YOUR GOAL ::
Lines that include the word "styles" are the ones to copy.

DATASET EXTRACT ::
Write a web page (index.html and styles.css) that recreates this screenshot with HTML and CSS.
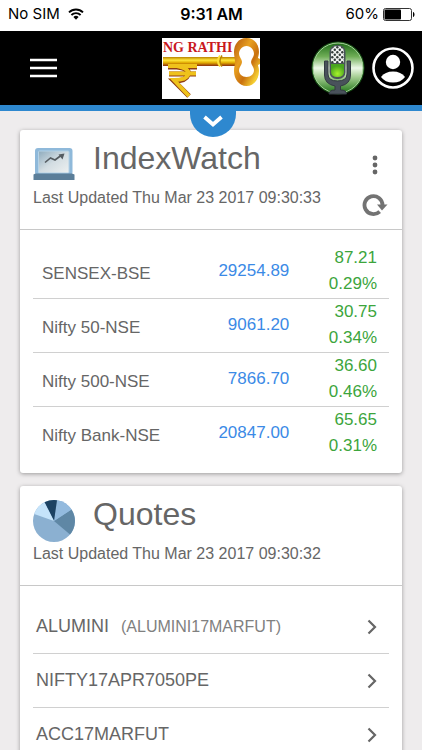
FILE: index.html
```html
<!DOCTYPE html>
<html lang="en">

<head>
  <meta charset="UTF-8" />
  <meta name="viewport" content="width=device-width, initial-scale=1.0" />
  <title>NG Rathi</title>
  <link rel="stylesheet" href="styles.css">
</head>

<body>
  <div class="status-bar">
    <div class="carrier">
      No SIM
      <svg width="16" height="12" viewBox="0 0 16 12">
        <path d="M1 4.4a10 10 0 0 1 14 0M3.4 7a6.6 6.6 0 0 1 9.2 0" fill="none" stroke="#000" stroke-width="1.9" />
        <path d="M5.4 9a3.8 3.8 0 0 1 5.2 0L8 11.8z" />
      </svg>
    </div>
    <div class="clock">9:31 AM</div>
    <div class="battery">
      60%
      <svg width="32" height="13" viewBox="0 0 32 13">
        <rect x=".5" y=".5" width="28" height="12" rx="2" fill="#fff" stroke="#333" />
        <rect x="1.5" y="1.5" width="16.5" height="10" rx="1" />
        <path d="M30 4c2 .6 2 4.400 0 5z" />
      </svg>
    </div>
  </div>

  <header class="header">
    <button class="icon-btn menu-btn" aria-label="Menu">
      <svg width="27" height="20" viewBox="0 0 27 20">
        <path d="M0 2h27M0 10h27M0 18h27" stroke="#fff" stroke-width="2.600" />
      </svg>
    </button>

    <a href="#" class="logo" aria-label="Home">
      <svg width="98" height="61" viewBox="0 0 98 61">
        <defs>
          <linearGradient id="bar" x1="0" y1="0" x2="0" y2="1">
            <stop offset="0" stop-color="#b98300" />
            <stop offset=".35" stop-color="#ffe83a" />
            <stop offset=".65" stop-color="#e0a800" />
            <stop offset="1" stop-color="#8a2b10" />
          </linearGradient>
          <linearGradient id="bow" x1="0" y1="0" x2="1" y2="1">
            <stop offset="0" stop-color="#b4570c" />
            <stop offset=".35" stop-color="#e8a020" />
            <stop offset=".6" stop-color="#c9700e" />
            <stop offset=".85" stop-color="#f7d233" />
            <stop offset="1" stop-color="#a04a10" />
          </linearGradient>
        </defs>
        <rect width="98" height="61" fill="#fff" />
        <path d="M1 19h75v9H1z" fill="url(#bar)" />
        <path d="M60 17.500q-4 5.500 0 11" fill="none" stroke="#b98300" stroke-width="1.500" />
        <path d="M58 17.500q-4 5.500 0 11" fill="none" stroke="#ffe23a" stroke-width="2" />
        <path fill="url(#bow)" fill-rule="evenodd" d="M84.500 0C93 0 97 7 97 14c0 3-1 5-1 6l2 1v5l-2 1c0 1 1 3 1 6 0 8-5 15-12.500 15S72 41 72 33c0-4 1-6 1-9s-1-6-1-10C72 7 76 0 84.500 0zm0 8c-4.500 0-7.500 4-7.500 8 0 3 3 5 3 8s-3 5-3 8c0 4 3 7 7.500 7s7.500-3 7.500-7c0-3-3-5-3-8s3-5 3-8c0-4-3-8-7.500-8z" />
        <path d="M6 29h29M7 36h27M15 29q14 2 11 8-2 6-14 6l15 15" fill="none" stroke="#8f3d14" stroke-width="5" />
        <path d="M6 28h29M7 35.500h27M15 28q14 3 11 9-2 5-14 5l15 16" fill="none" stroke="#efc21b" stroke-width="4" />
        <text x="1" y="14" class="logo-text">NG RATHI</text>
      </svg>
    </a>

    <div class="header-actions">
      <button class="icon-btn" aria-label="Voice search">
        <svg width="54" height="54" viewBox="0 0 54 54">
          <defs>
            <linearGradient id="green" x1="0" y1="0" x2="0" y2="1">
              <stop offset="0" stop-color="#1e6b18" />
              <stop offset=".27" stop-color="#6fae57" />
              <stop offset=".5" stop-color="#edf8e8" />
              <stop offset=".68" stop-color="#a5ce92" />
              <stop offset="1" stop-color="#207617" />
            </linearGradient>
            <radialGradient id="glow" cx=".5" cy=".75" r=".6">
              <stop offset="0" stop-color="#a7f32b" />
              <stop offset="1" stop-color="#4aa51f" />
            </radialGradient>
            <pattern id="mesh" width="5" height="5" patternUnits="userSpaceOnUse">
              <rect width="5" height="5" fill="#f1f3f1" />
              <circle cx="1.300" cy="1.300" r="1.200" fill="#333c3a" />
              <circle cx="3.800" cy="3.800" r="1.200" fill="#333c3a" />
            </pattern>
          </defs>
          <circle cx="27" cy="27" r="26.500" fill="#174f14" />
          <circle cx="27" cy="27" r="25" fill="url(#green)" stroke="#a7d39b" />
          <path d="M13.500 20h3.500v13q0 7 9.500 7t9.500-7V20h3.500v14q0 9-10 11v4q6 0 6 4H18q0-4 6-4v-4q-10.500-2-10.500-11z" fill="#49525b" stroke="#343b42" />
          <rect x="18.500" y="4" width="16" height="34" rx="7" fill="#4b555a" />
          <path d="M20 22V11q0-6 6.500-6t6.500 6v11z" fill="url(#mesh)" />
          <path d="M20 23h13v8q0 5-6.500 5t-6.500-5z" fill="url(#glow)" />
        </svg>
      </button>
      <button class="icon-btn" aria-label="Account">
        <svg width="42" height="42" viewBox="0 0 42 42">
          <circle cx="21" cy="21" r="19.500" fill="none" stroke="#fff" stroke-width="2.600" />
          <circle cx="21" cy="15" r="7.200" fill="#fff" />
          <path d="M9 30q4-5.500 12-5.500T33 30q-4 5.500-12 5.500T9 30z" fill="#fff" />
        </svg>
      </button>
    </div>

    <button class="pull-tab" aria-label="Show more">
      <svg width="20" height="13" viewBox="0 0 20 13">
        <path d="M1.500 2l8.500 7.500L18.500 2" fill="none" stroke="#fff" stroke-width="3.800" />
      </svg>
    </button>
  </header>

  <main class="container">
    <section class="card">
      <div class="card-header">
        <svg class="card-icon" width="42" height="34" viewBox="0 0 42 34">
          <defs>
            <linearGradient id="screen" x1="0" y1="0" x2="1" y2="1">
              <stop offset="0" stop-color="#8eabbd" />
              <stop offset=".5" stop-color="#d3dde2" />
              <stop offset="1" stop-color="#eef1f1" />
            </linearGradient>
          </defs>
          <rect x="2" y="1" width="37.500" height="27" rx="3" fill="#8fb9da" />
          <rect x="5.500" y="4" width="30.500" height="22" rx="1" fill="url(#screen)" stroke="#b5d3e7" />
          <path d="M2.500 26.500h36.500l2.500 1v5.500H.5v-5.500z" fill="#5b7e99" />
          <path d="M12 15.500l5.500-4.500 4.500 2 6-4.500" fill="none" stroke="#555c61" stroke-width="1.600" />
          <path d="M25.500 7.500l6-1-2 6z" fill="#555c61" />
        </svg>
        <h2>IndexWatch</h2>
        <p>Last Updated Thu Mar 23 2017 09:30:33</p>
        <div class="card-actions">
          <button class="icon-btn" aria-label="Options">
            <svg width="6" height="20" viewBox="0 0 6 20" fill="#666">
              <circle cx="3" cy="3" r="2.400" />
              <circle cx="3" cy="10" r="2.400" />
              <circle cx="3" cy="17" r="2.400" />
            </svg>
          </button>
          <button class="icon-btn" aria-label="Refresh">
            <svg width="26" height="24" viewBox="0 0 26 24">
              <path d="M17.700 18.600A9 9 0 1 1 20.500 12" fill="none" stroke="#737373" stroke-width="3.800" />
              <path d="M15 11.500h10.500L20 17.500z" fill="#737373" />
            </svg>
          </button>
        </div>
      </div>

      <table class="index-table">
        <tbody>
          <tr>
            <th scope="row">SENSEX-BSE</th>
            <td class="price">29254.89</td>
            <td class="change">87.21<br>0.29%</td>
          </tr>
          <tr>
            <th scope="row">Nifty 50-NSE</th>
            <td class="price">9061.20</td>
            <td class="change">30.75<br>0.34%</td>
          </tr>
          <tr>
            <th scope="row">Nifty 500-NSE</th>
            <td class="price">7866.70</td>
            <td class="change">36.60<br>0.46%</td>
          </tr>
          <tr>
            <th scope="row">Nifty Bank-NSE</th>
            <td class="price">20847.00</td>
            <td class="change">65.65<br>0.31%</td>
          </tr>
        </tbody>
      </table>
    </section>

    <section class="card">
      <div class="card-header">
        <svg class="card-icon" width="42" height="44" viewBox="0 0 42 44">
          <circle cx="21" cy="23" r="21" fill="#8bb0d1" />
          <path d="M21 23L38.500 11.500A21 21 0 0 1 37 36.500z" fill="#5f87a5" />
          <path d="M21 23L24 2.200A21 21 0 0 1 38.500 11.500z" fill="#93bade" />
          <path d="M21 23L11.500 4.300A21 21 0 0 1 24 2.200z" fill="#1c4263" />
          <path d="M21 23L1.200 16A21 21 0 0 1 11.500 4.300z" fill="#c5e3fa" />
        </svg>
        <h2>Quotes</h2>
        <p>Last Updated Thu Mar 23 2017 09:30:32</p>
      </div>

      <ul class="quote-list">
        <li>
          <a href="#">
            <span>ALUMINI</span>
            <small>(ALUMINI17MARFUT)</small>
            <svg class="chevron" width="10" height="16" viewBox="0 0 10 16">
              <path d="M1.500 1.500L8 8l-6.500 6.500" />
            </svg>
          </a>
        </li>
        <li>
          <a href="#">
            <span>NIFTY17APR7050PE</span>
            <svg class="chevron" width="10" height="16" viewBox="0 0 10 16">
              <path d="M1.500 1.500L8 8l-6.500 6.500" />
            </svg>
          </a>
        </li>
        <li>
          <a href="#">
            <span>ACC17MARFUT</span>
            <svg class="chevron" width="10" height="16" viewBox="0 0 10 16">
              <path d="M1.500 1.500L8 8l-6.500 6.500" />
            </svg>
          </a>
        </li>
      </ul>
    </section>
  </main>
</body>

</html>
```

FILE: styles.css
```css
* {
  box-sizing: border-box;
}

body {
  font-family: "Liberation Sans", Arial, sans-serif;
  margin: 0;
  height: 100vh;
  display: flex;
  flex-direction: column;
  overflow: hidden;
  background-color: #eeeced;
  color: #666;
}

svg {
  display: block;
}

/* phone status bar */
.status-bar {
  display: grid;
  grid-template-columns: 1fr auto 1fr;
  align-items: center;
  align-content: start;
  height: 31px;
  padding: 0 7px 0 8px;
  flex-shrink: 0;
  background-color: white;
  color: black;
  font-family: Inter, sans-serif;
  font-size: 15px;
  line-height: 28px;
}

.carrier,
.battery {
  display: flex;
  align-items: center;
  gap: 8px;
}

.battery {
  justify-content: flex-end;
  gap: 4px;
}

.clock {
  font-size: 16px;
  font-weight: 600;
}

/* header */
.header {
  position: relative;
  display: grid;
  grid-template-columns: 1fr auto 1fr;
  align-items: center;
  height: 80px;
  padding: 0 8px 0 30px;
  flex-shrink: 0;
  background-color: black;
  border-bottom: 6px solid #2e88cf;
}

.icon-btn {
  display: flex;
  justify-content: center;
  align-items: center;
  padding: 0;
  border: none;
  background: none;
  cursor: pointer;
}

.menu-btn {
  justify-self: start;
}

.logo {
  margin-right: 22px;
}

.logo-text {
  font-family: "Liberation Serif", serif;
  font-size: 14px;
  font-weight: bold;
  fill: #c9191e;
}

.header-actions {
  display: flex;
  justify-content: flex-end;
  align-items: center;
  gap: 7px;
}

.pull-tab {
  position: absolute;
  top: 74px;
  left: 50%;
  width: 46px;
  height: 32px;
  margin-left: -21px;
  padding: 10px 13px;
  border: none;
  border-radius: 0 0 23px 23px;
  background-color: #2e88cf;
  cursor: pointer;
}

/* cards */
.container {
  flex: 1;
  display: flex;
  flex-direction: column;
  gap: 13px;
  padding: 19px 20px;
  min-height: 0;
}

.card {
  flex-shrink: 0;
  padding-bottom: 13px;
  border-radius: 3px;
  background-color: white;
  box-shadow: 0 1px 4px rgba(0, 0, 0, 0.35);
}

.card-header {
  display: grid;
  grid-template-columns: 42px 1fr 28px;
  grid-template-rows: 48px 20px;
  column-gap: 18px;
  height: 100px;
  padding: 10px 13px;
  border-bottom: 1px solid #c8c8c8;
}

.card-icon {
  align-self: center;
}

.card-header h2 {
  margin: 0;
  font-size: 32px;
  font-weight: normal;
  line-height: 36px;
}

.card-header p {
  grid-column: 1 / 3;
  grid-row: 2;
  margin: 0;
  font-size: 16px;
  line-height: 20px;
}

.card-actions {
  grid-column: 3;
  grid-row: 1 / 3;
  padding-top: 5px;
}

.card-actions .icon-btn {
  width: 28px;
  height: 40px;
}

/* index rows */
.index-table {
  width: calc(100% - 26px);
  margin: 14px 13px 0;
  border-collapse: collapse;
  table-layout: fixed;
  font-size: 17px;
  line-height: 26px;
}

.index-table tr {
  height: 54px;
  border-bottom: 1px solid #d0d0d0;
}

.index-table tr:last-child {
  border-bottom: none;
}

.index-table th {
  width: 45%;
  padding: 6px 0 0 9px;
  font-weight: normal;
  text-align: left;
}

.index-table td {
  padding: 0;
  text-align: right;
}

.index-table .price {
  width: 27%;
  color: #3b8ae6;
}

.index-table .change {
  padding-right: 12px;
  color: #3ca53c;
}

/* quotes */
.quote-list {
  margin: 14px 13px 0;
  padding: 0;
  list-style: none;
}

.quote-list li {
  border-bottom: 1px solid #d0d0d0;
}

.quote-list a {
  display: flex;
  align-items: center;
  gap: 12px;
  height: 53px;
  padding: 0 12px 0 3px;
  color: #666;
  font-size: 18px;
  text-decoration: none;
}

.quote-list small {
  font-size: 16px;
  color: #808080;
}

.chevron {
  margin-left: auto;
  fill: none;
  stroke: #666;
  stroke-width: 2.2;
}
```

WRITTEN REPLY ::
Write a web page (index.html and styles.css) that recreates this screenshot with HTML and CSS.
  <link rel="stylesheet" href="styles.css">
FILE: styles.css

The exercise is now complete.